Characteristics and controlling factors of transitional shale gas reservoirs: An example from Permian Shanxi Formation, Daning-Jixian block, Ordos Basin, China

The shales in the 2^nd Member of Permian Shanxi Formation (Shan2 Member) at the Daning-Jixian block at the eastern margin of the Ordos Basin were deposited in a marine–continental transitional environment. The Shan₂³ sub-member, which is the target interval for transitional shale gas exploration and development in China, is characterized by substantial shale thickness, few and thin interlayers. This interval, however, has been rarely investigated for reservoir characteristics, especially the controlling factors of high-quality reservoirs. In this paper, the reservoir characteristics and main controlling factors of high-quality reservoirs in Shan₂³ in the Daning-Jixian block were systematically discussed by organic geochemical analysis, mineral compositional analysis, and microscopic reservoir characterization.

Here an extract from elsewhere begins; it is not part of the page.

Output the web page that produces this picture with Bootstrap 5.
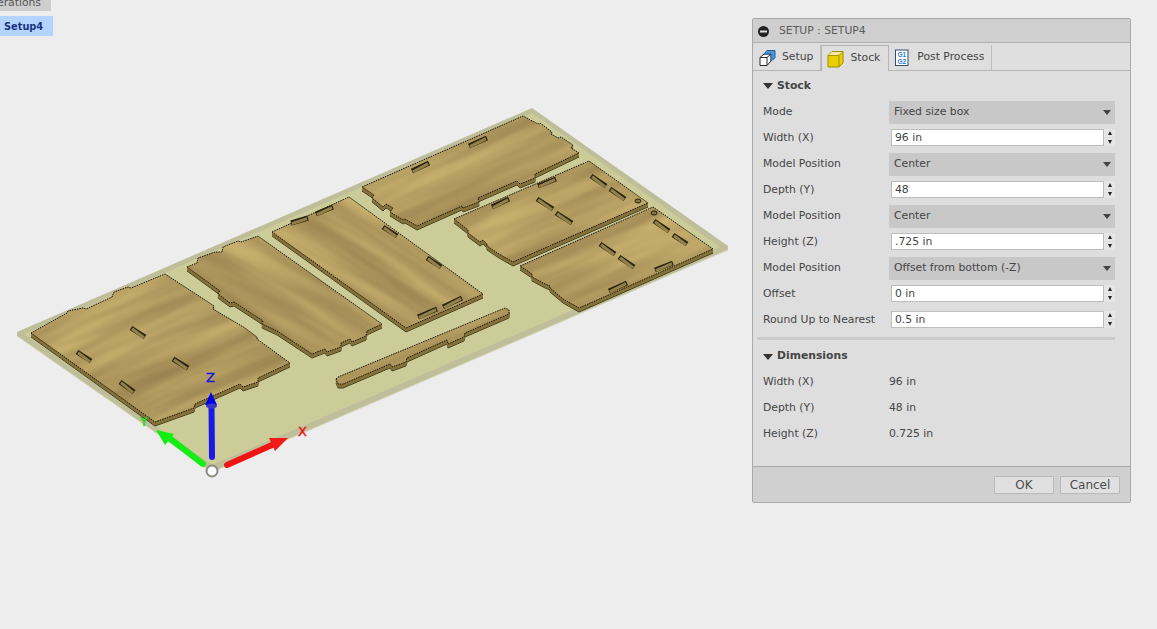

The results indicate that the lagoon facies shale interval in the upper part of the Shan₂³ sub-member has a high total organic carbon (TOC) content, a high brittle mineral content, and high BET surface area and BJH pore volume values, indicating that this is the sweet spot for shale gas exploration and development. Pore space in the Shan₂³ sub-member shale is dominated by clay mineral intercrystalline pores (76.9%), which also contains organic matter pores (18.7%). The SEM observations reveal that the mineral components are different in pore size distribution (PSD) and the organic matter pores and calcite dissolved pores are mainly in meso-scale, the pores in clay minerals and quartz are in meso- and macro-scale, while the pores in feldspar and pyrite exhibit a wide and uniform size distribution. The single-factor analysis shows that the clay mineral content is the dominant factor controlling pore development in the Shan₂³ sub-member transitional shales, the TOC content has a certain effect on pore development, and the kerogen type has no discernible effect on pore development.